Ways Your Personal Credit Score can Affect Your Business
The business world is highly competitive, and business owners can sometimes feel the fragility of their businesses in this environment. It is very important that you protect your business interests in terms of finances and reputation. If you make one wrong move as a business, then you cannot achieve your business plans and your bottom line can be at stake.
How is your personal credit score? Your personal credit scored can affect the status of your business. Below are some of the ways that credit score can impact your business.
There are many ways by which your credit score can potentially affect your business. Business loans can be affected by your credit score.

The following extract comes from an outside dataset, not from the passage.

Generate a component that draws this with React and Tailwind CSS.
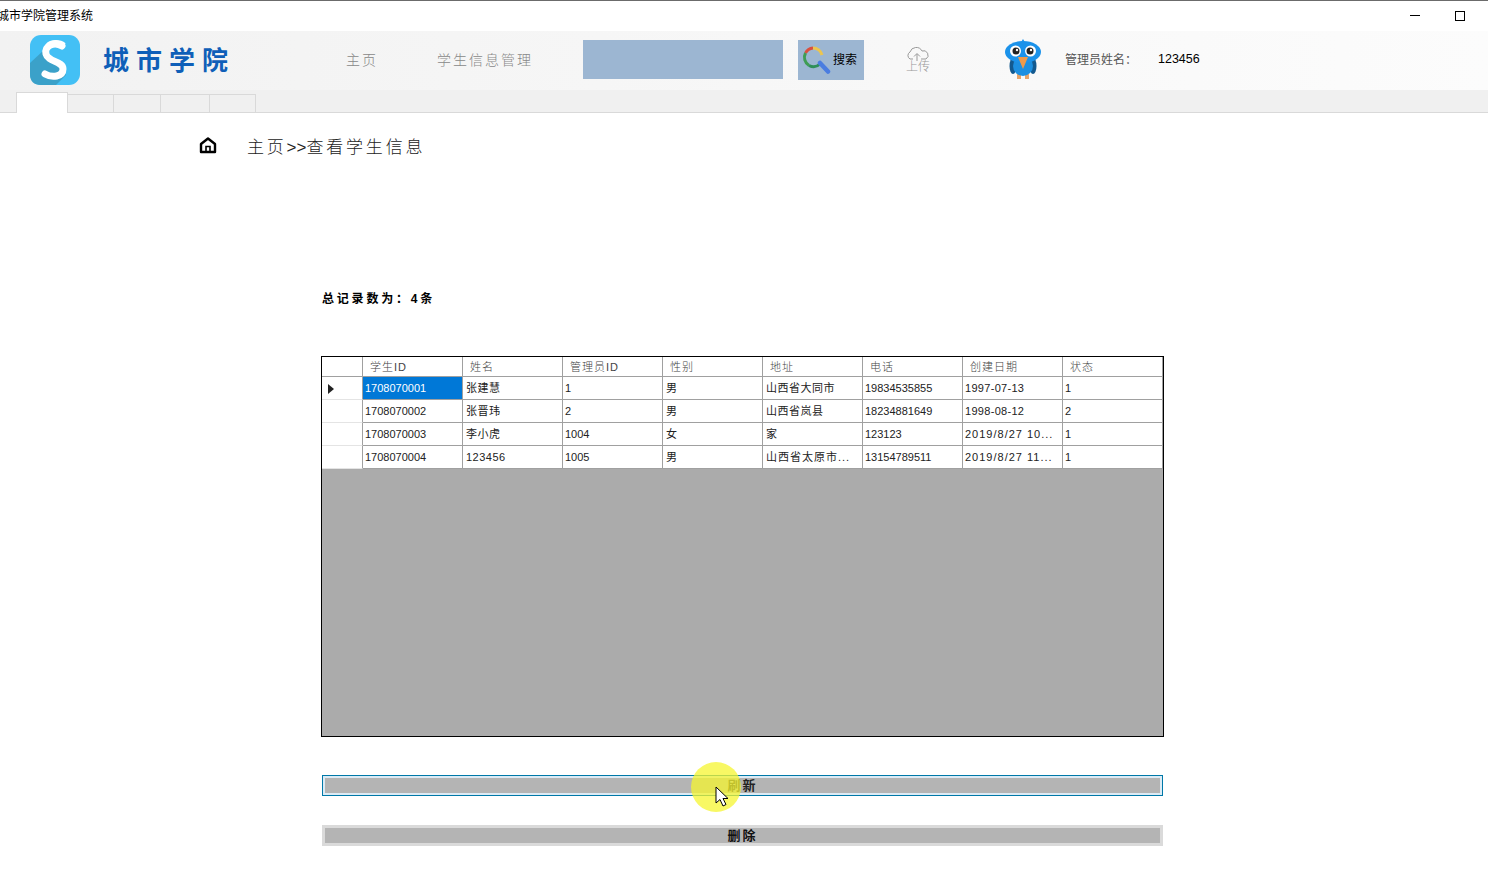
const cjk = "font-['Liberation_Sans','Noto_Sans_CJK_SC',sans-serif]";

const columns = ["学生ID", "姓名", "管理员ID", "性别", "地址", "电话", "创建日期", "状态"];
const rows = [
  ["1708070001", "张建慧", "1", "男", "山西省大同市", "19834535855", "1997-07-13", "1"],
  ["1708070002", "张晋玮", "2", "男", "山西省岚县", "18234881649", "1998-08-12", "2"],
  ["1708070003", "李小虎", "1004", "女", "家", "123123", "2019/8/27 10...", "1"],
  ["1708070004", "123456", "1005", "男", "山西省太原市...", "13154789511", "2019/8/27 11...", "1"],
];

function Logo() {
  return (
    <svg width="50" height="50" viewBox="0 0 50 50">
      <rect width="50" height="50" rx="11" fill="#43c0f5" />
      <path d="M0 28 L14 15 L36 40 L26 50 L11 50 Q0 50 0 39 Z" fill="#3ba1c9" />
      <path d="M32 11 C24 6 14 11 16 19 C18 27 33 26 33 34 C33 42 22 43 15 39" fill="none" stroke="#fff" strokeWidth="7" strokeLinecap="round" />
      <path d="M17 9 C22 5 30 5 35 9" fill="none" stroke="#fff" strokeWidth="2" />
    </svg>
  );
}

function SearchIcon() {
  return (
    <svg width="30" height="30" viewBox="0 0 30 30">
      <path d="M12 3 A9.5 9.5 0 0 0 4.5 8" fill="none" stroke="#d9503f" strokeWidth="3" />
      <path d="M4.5 8 A9.5 9.5 0 0 0 8 20.5" fill="none" stroke="#3f9d54" strokeWidth="3" />
      <path d="M8 20.5 A9.5 9.5 0 0 0 19 19" fill="none" stroke="#2f8f5a" strokeWidth="3" />
      <path d="M12 3 A9.5 9.5 0 0 1 21 10" fill="none" stroke="#ecc54f" strokeWidth="3" />
      <path d="M19 18 L27 26.5" stroke="#4a7de0" strokeWidth="4.5" strokeLinecap="round" />
    </svg>
  );
}

function Bird() {
  return (
    <svg width="36" height="41" viewBox="0 0 36 41">
      <ellipse cx="8" cy="27" rx="3.5" ry="8" fill="#13598f" />
      <ellipse cx="28" cy="27" rx="3.5" ry="8" fill="#13598f" />
      <path d="M12 35h4v5h-4zM20 35h4v5h-4z" fill="#e8a468" />
      <ellipse cx="18" cy="27" rx="10" ry="10" fill="#1d8fe0" />
      <path d="M18 0l-3 5h6z" fill="#1b92ea" />
      <ellipse cx="18" cy="13" rx="18" ry="11" fill="#1b92ea" />
      <circle cx="10.5" cy="12" r="5.5" fill="#fff" />
      <circle cx="25.5" cy="12" r="5.5" fill="#fff" />
      <circle cx="11" cy="12" r="3.5" fill="#222" />
      <circle cx="25" cy="12" r="3.5" fill="#222" />
      <circle cx="12" cy="11" r="1.2" fill="#fff" />
      <circle cx="26" cy="11" r="1.2" fill="#fff" />
      <path d="M13 18h10l-5 12z" fill="#ef9a4a" />
    </svg>
  );
}

function Cell({ children, selected, header, wide, spaced, dated }) {
  return (
    <div
      className={`border-r border-b border-[#a0a0a0] overflow-hidden whitespace-nowrap flex items-center ${
        header ? "pl-[7px] pt-px text-[11px] tracking-[1px] text-[#444] font-light" : "text-[11px] text-[#222]"
      } ${wide ? "pl-[3px] tracking-[0.5px]" : ""} ${!header && !wide ? "pl-[2px]" : ""} ${dated ? "tracking-[0.3px]" : ""} ${
        spaced ? "tracking-[1px]" : ""
      } ${selected ? "bg-[#0078d7] text-white" : "bg-white"}`}
    >
      {children}
    </div>
  );
}

export default function App() {
  return (
    <div className={`relative w-[1488px] h-[884px] overflow-hidden bg-white ${cjk}`}>
      {/* title bar */}
      <div className="h-[31px] border-t border-[#6b6b6b] flex items-center justify-between">
        <span className="-ml-[3px] text-xs text-black">城市学院管理系统</span>
        <div className="-mt-[1px] flex items-center gap-[35px] pr-[23px]">
          <div className="w-[10px] h-px bg-black" />
          <div className="w-[10px] h-[10px] border border-black" />
        </div>
      </div>

      {/* top nav */}
      <div className="h-[59px] flex items-center bg-gradient-to-r from-[#f2f2f2] to-[#fcfcfc]">
        <div className="ml-[30px] w-[50px] h-[50px] -mt-[2px]"><Logo /></div>
        <span className="ml-[23px] w-[127px] text-[26px] leading-none font-bold tracking-[7px] text-[#0f5fb8] whitespace-nowrap">城市学院</span>
        <span className="ml-[116px] -mt-[2px] text-sm tracking-[2px] text-[#888] font-light">主页</span>
        <span className="ml-[59px] -mt-[2px] text-sm tracking-[2px] text-[#888] font-light">学生信息管理</span>
        <div className="ml-[50px] -mt-[2px] w-[200px] h-[39px] bg-[#9cb6d2]" />
        <div className="ml-[15px] -mt-[2px] w-[66px] h-[40px] bg-[#9cb6d2] flex items-center pl-[3px]">
          <SearchIcon />
          <span className="ml-[2px] text-xs text-black whitespace-nowrap">搜索</span>
        </div>
        <div className="ml-[41px] -mt-[2px] w-[26px] flex flex-col items-center text-[#999]">
          <svg width="26" height="14" viewBox="0 0 26 14" fill="none" stroke="#999" strokeWidth="1">
            <path d="M8 12 H5 A4 4 0 0 1 5 5 A6.5 6.5 0 0 1 17 4 A4.5 4.5 0 0 1 21 12 H16" />
            <path d="M12 14 V7 M9 9.5 L12 6.5 L15 9.5" />
          </svg>
          <span className="text-xs leading-[12px] whitespace-nowrap font-light">上传</span>
        </div>
        <div className="ml-[74px] -mt-[3px] w-[36px]"><Bird /></div>
        <span className="ml-[24px] -mt-[2px] text-xs text-[#555] whitespace-nowrap">管理员姓名：</span>
        <span className="ml-[21px] -mt-[2px] text-[12.5px] text-black">123456</span>
      </div>

      {/* tab strip */}
      <div className="h-[23px] bg-[#f0f0f0] border-b border-[#d9d9d9] flex items-end pl-[16px]">
        <div className="w-[52px] h-[21px] -mb-px bg-white border-t border-x border-[#d9d9d9]" />
        <div className="w-[46px] h-[18px] border-t border-r border-[#d9d9d9]" />
        <div className="w-[47px] h-[18px] border-t border-r border-[#d9d9d9]" />
        <div className="w-[49px] h-[18px] border-t border-r border-[#d9d9d9]" />
        <div className="w-[46px] h-[18px] border-t border-r border-[#d9d9d9]" />
      </div>

      {/* breadcrumb */}
      <div className="flex items-center mt-[21px] pl-[199px] h-[24px]">
        <svg className="-mt-[2px]" width="18" height="18" viewBox="0 0 18 18" fill="none" stroke="#000" strokeWidth="2.4">
          <path d="M2 8 L9 2.5 L16 8 V16 H2 Z" strokeLinejoin="round" />
          <path d="M7 16 V10.5 H11 V16" strokeWidth="1.6" />
        </svg>
        <span className="ml-[30px] mt-[4px] text-[17px] tracking-[2.8px] text-[#222] font-light whitespace-nowrap">
          主页<span className="tracking-normal">&gt;&gt;</span>查看学生信息
        </span>
      </div>

      <div className="pl-[321px] w-[1164px]">
        <div className="mt-[131px] h-[20px] pl-[1px] flex items-center text-xs font-bold tracking-[2.8px] text-black whitespace-nowrap">总记录数为：4条</div>

        {/* grid */}
        <div className="mt-[47px] w-[843px] h-[381px] border border-black bg-[#ababab]">
          <div className="grid grid-cols-[41px_repeat(8,100px)] grid-rows-[20px_repeat(4,23px)]">
            <Cell header />
            {columns.map((c) => <Cell header key={c}>{c}</Cell>)}
            {rows.map((row, i) => [
              <div key={`h${i}`} className="bg-white border-r border-b border-r-[#a0a0a0] border-b-[#e4e4e4] flex items-center pl-[6px]">
                {i === 0 && <div className="mt-[1px] w-0 h-0 border-y-[5px] border-y-transparent border-l-[6px] border-l-[#222]" />}
              </div>,
              ...row.map((v, j) => (
                <Cell
                  key={`${i}-${j}`}
                  selected={i === 0 && j === 0}
                  wide={j === 1 || j === 3 || j === 4}
                  dated={j === 6}
                  spaced={v.endsWith("...")}
                >
                  {v}
                </Cell>
              )),
            ])}
          </div>
        </div>

        {/* buttons */}
        <div className="mt-[38px] ml-[1px] w-[841px] h-[21px] border border-[#0078a8] bg-[#b4b4b4] shadow-[inset_0_0_0_2px_#dcebf5] flex items-center justify-center text-[13px] font-bold tracking-[2px] text-[#222]">刷新</div>
        <div className="mt-[29px] ml-[1px] w-[841px] h-[21px] border-[3px] border-[#dadada] bg-[#b4b4b4] flex items-center justify-center text-[13px] font-bold tracking-[2px] text-[#111]">删除</div>
      </div>

      {/* recording cursor highlight */}
      <div className="absolute left-[691px] top-[762px] w-[50px] h-[50px] rounded-full bg-[#f6f530]/75" />
      <svg className="absolute left-[715px] top-[786px]" width="16" height="22" viewBox="0 0 16 22">
        <path d="M1 1 V17 L5 13.5 L8 20 L11 18.5 L8 12.5 H13 Z" fill="#fff" stroke="#000" strokeWidth="1" />
      </svg>
    </div>
  );
}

Personal credit scores are checked by banks and lender before they approve of a business loan applied for. Even if your business is doing great, a low credit score can indicate risk and financial burden to the individual which could impact his business operations. If there is an individual associated with the company that has a low personal credit score, most financial institutions will not approve their loan application.
The good things is that not every lending institution does this. Some lending institutions will still approve loan applications for businesses who are operating with sustained and consistent cash flow. They look at the business’ history of revenue to determine whether to provide the loan or not.

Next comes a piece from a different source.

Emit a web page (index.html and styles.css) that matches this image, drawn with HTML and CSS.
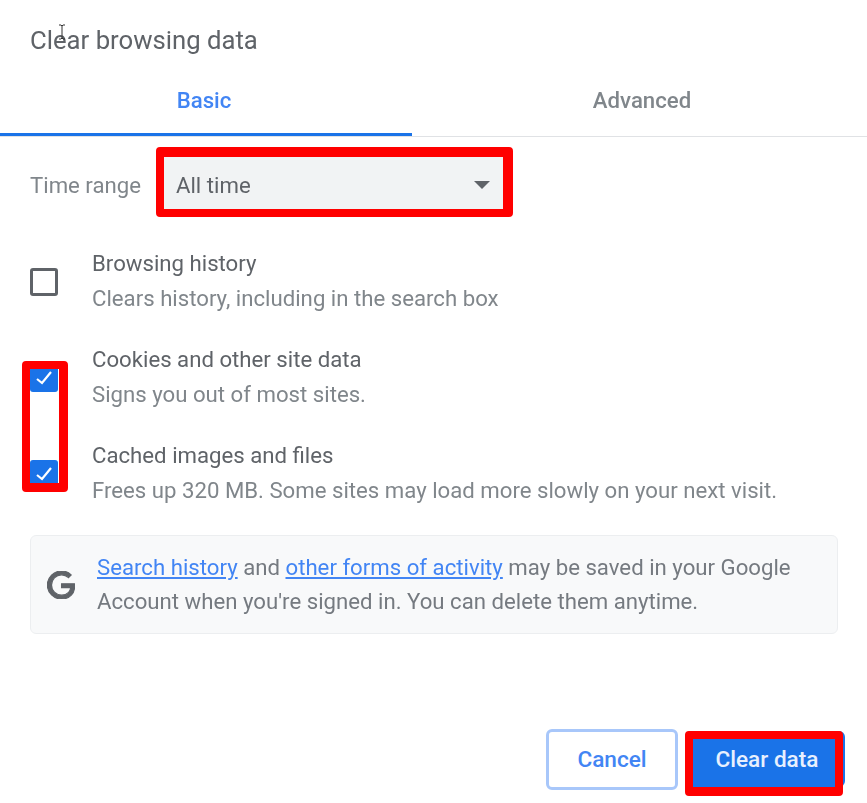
FILE: index.html
```html
<!DOCTYPE html>
<html lang="en">
<head>
  <meta charset="UTF-8">
  <title>Clear browsing data</title>
  <link rel="stylesheet" href="styles.css">
</head>
<body>

  <div class="dialog">
    <h1 class="title">Clear browsing data</h1>
    <svg class="cursor" width="10" height="16" viewBox="0 0 10 16">
      <path d="M2 1h2l1 1 1-1h2M5 2v12M2 15h2l1-1 1 1h2" fill="none" stroke="#333" stroke-width="1"/>
    </svg>

    <div class="tabs">
      <div class="tab tabActive">Basic</div>
      <div class="tab">Advanced</div>
    </div>

    <div class="rangeRow">
      <span class="rangeLabel">Time range</span>
      <div class="select">
        <span>All time</span>
        <span class="arrow"></span>
      </div>
    </div>

    <div class="options">
      <div class="option">
        <span class="check"></span>
        <div class="optionText">
          <div class="optionName">Browsing history</div>
          <div class="optionDesc">Clears history, including in the search box</div>
        </div>
      </div>
      <div class="option">
        <span class="check checked">
          <svg width="28" height="28" viewBox="0 0 28 28"><path d="M7 15l5 4 9-11" fill="none" stroke="#fff" stroke-width="2.2"/></svg>
        </span>
        <div class="optionText">
          <div class="optionName">Cookies and other site data</div>
          <div class="optionDesc">Signs you out of most sites.</div>
        </div>
      </div>
      <div class="option">
        <span class="check checked">
          <svg width="28" height="28" viewBox="0 0 28 28"><path d="M7 15l5 4 9-11" fill="none" stroke="#fff" stroke-width="2.2"/></svg>
        </span>
        <div class="optionText">
          <div class="optionName">Cached images and files</div>
          <div class="optionDesc">Frees up 320 MB. Some sites may load more slowly on your next visit.</div>
        </div>
      </div>
      <div class="checkMark"></div>
    </div>

    <div class="notice">
      <svg class="gLogo" width="28" height="28" viewBox="0 0 24 24">
        <path fill="#5f6368" stroke="#5f6368" stroke-width="1" d="M12.48 10.92v3.28h7.84c-.24 1.84-.853 3.187-1.787 4.133-1.147 1.147-2.933 2.4-6.053 2.4-4.827 0-8.6-3.893-8.6-8.72s3.773-8.72 8.6-8.72c2.6 0 4.507 1.027 5.907 2.347l2.307-2.307C18.747 1.44 16.133 0 12.48 0 5.867 0 .307 5.387.307 12s5.56 12 12.173 12c3.573 0 6.267-1.173 8.373-3.36 2.16-2.16 2.84-5.213 2.84-7.667 0-.76-.053-1.467-.173-2.053H12.48z"/>
      </svg>
      <p><a href="#">Search history</a> and <a href="#">other forms of activity</a> may be saved in your Google Account when you're signed in. You can delete them anytime.</p>
    </div>

    <div class="buttons">
      <button class="btn btnCancel">Cancel</button>
      <button class="btn btnClear">Clear data<span class="clearMark"></span></button>
    </div>
  </div>

</body>
</html>
```

FILE: styles.css
```css
html, body {
  margin: 0;
  padding: 0;
  background: #fff;
}
body {
  width: 867px;
  height: 803px;
  overflow: hidden;
  font-family: Roboto, "Liberation Sans", sans-serif;
  font-size: 22.2px;
  color: #5f6368;
}
.dialog {
  position: relative;
  filter: blur(0.6px);
}
.title {
  margin: 0;
  padding: 24px 0 0 30px;
  font-size: 25.7px;
  font-weight: 400;
  line-height: 32px;
  color: #5f6368;
}
.cursor {
  position: absolute;
  left: 57px;
  top: 24px;
}
.tabs {
  display: grid;
  grid-template-columns: 412px 1fr;
  margin-top: 8px;
  height: 72px;
  border-bottom: 1px solid #e0e2e5;
}
.tab {
  display: flex;
  align-items: center;
  justify-content: center;
  padding-left: 5px;
  height: 72px;
  box-sizing: border-box;
  font-weight: 500;
  color: #80868b;
}
.tabActive {
  padding: 3px 4px 0 0;
  color: #4285f4;
  border-bottom: 3px solid #1a73e8;
}
.rangeRow {
  display: flex;
  align-items: center;
  gap: 15px;
  padding: 10px 0 0 30px;
}
.rangeLabel {
  padding-top: 6px;
  color: #80868b;
}
.select {
  display: flex;
  align-items: center;
  justify-content: space-between;
  width: 314px;
  height: 48px;
  padding: 4px 13px 0 12px;
  border: solid #f00;
  border-width: 10px 10px 8px 8px;
  border-radius: 4px;
  background: #f1f3f4;
  color: #5f6368;
}
.arrow {
  width: 0;
  height: 0;
  border-left: 8px solid transparent;
  border-right: 8px solid transparent;
  border-top: 8px solid #5f6368;
}
.options {
  position: relative;
  margin-top: 17px;
  padding-left: 30px;
}
.option {
  display: flex;
  align-items: center;
  gap: 34px;
  height: 96px;
}
.optionText {
  padding-bottom: 2px;
}
.optionName {
  line-height: 35px;
  color: #5f6368;
}
.optionDesc {
  line-height: 35px;
  color: #80868b;
}
.check {
  flex: none;
  width: 28px;
  height: 28px;
  box-sizing: border-box;
  border: 3px solid #5f6368;
  border-radius: 3px;
}
.checked {
  border: none;
  background: #1a73e8;
}
.check svg {
  display: block;
}
/* red marker drawn over the two ticked boxes */
.checkMark {
  position: absolute;
  left: 22px;
  top: 127px;
  width: 29px;
  height: 114px;
  border: 8px solid #f00;
  border-right-width: 9px;
  border-bottom-width: 9px;
  border-radius: 4px;
}
.notice {
  display: flex;
  align-items: center;
  gap: 22px;
  margin: 13px 29px 0 30px;
  height: 99px;
  padding-left: 16px;
  box-sizing: border-box;
  background: #f8f9fa;
  border: 1px solid #eceef0;
  border-radius: 6px;
  color: #757a80;
}
.gLogo {
  flex: none;
}
.notice p {
  margin: 0;
  padding-bottom: 2px;
  line-height: 34px;
}
.notice a {
  color: #4285f4;
}
.buttons {
  display: flex;
  justify-content: flex-end;
  align-items: flex-start;
  gap: 7px;
  margin-top: 95px;
  padding-right: 22px;
}
.btn {
  position: relative;
  font-family: inherit;
  font-size: 22.6px;
  font-weight: 500;
  border-radius: 6px;
}
.btnCancel {
  width: 132px;
  height: 61px;
  background: #fff;
  color: #4285f4;
  border: 3px solid #a8c7fa;
}
.btnClear {
  width: 160px;
  height: 56px;
  margin-top: 2px;
  padding: 0 0 0 4px;
  background: #1a73e8;
  color: #e8f0fe;
  border: none;
}
.clearMark {
  position: absolute;
  left: 0;
  top: 0;
  width: 142px;
  height: 48px;
  border: 8px solid #f00;
  border-bottom-width: 9px;
  border-radius: 4px;
}
```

Personal credit score will not affect the granting of business finances by anonymous donors or venture capitalists. Individuals or investors usually grant a loan as long as you have a functional business plan or if your business is steadily doing well.
Some people don’t even know their credit scores. You can know your credit standing through free and premium services specifically designed to keep individuals updated on the current credit standing.
There are three major credit bureaus that do this service for business and individuals. Three three major credit bureaus are Experian, TransUnion and Equifax. Their calculations are quite different to each other and they even sometimes show radically different results. Lenders, on their own part, evaluate all three credit ratings before they give approval to your loan.
If you have a low credit score today, it is important to improve on it.
Your business and success can greatly be affected by your personal credit score. If you want to make sure that you have access to credit and loans when you need them, make sure to keep your personal finance intact. It takes time, effort, and money to rebuild your credit score but it is well worth it f you want to be around for long.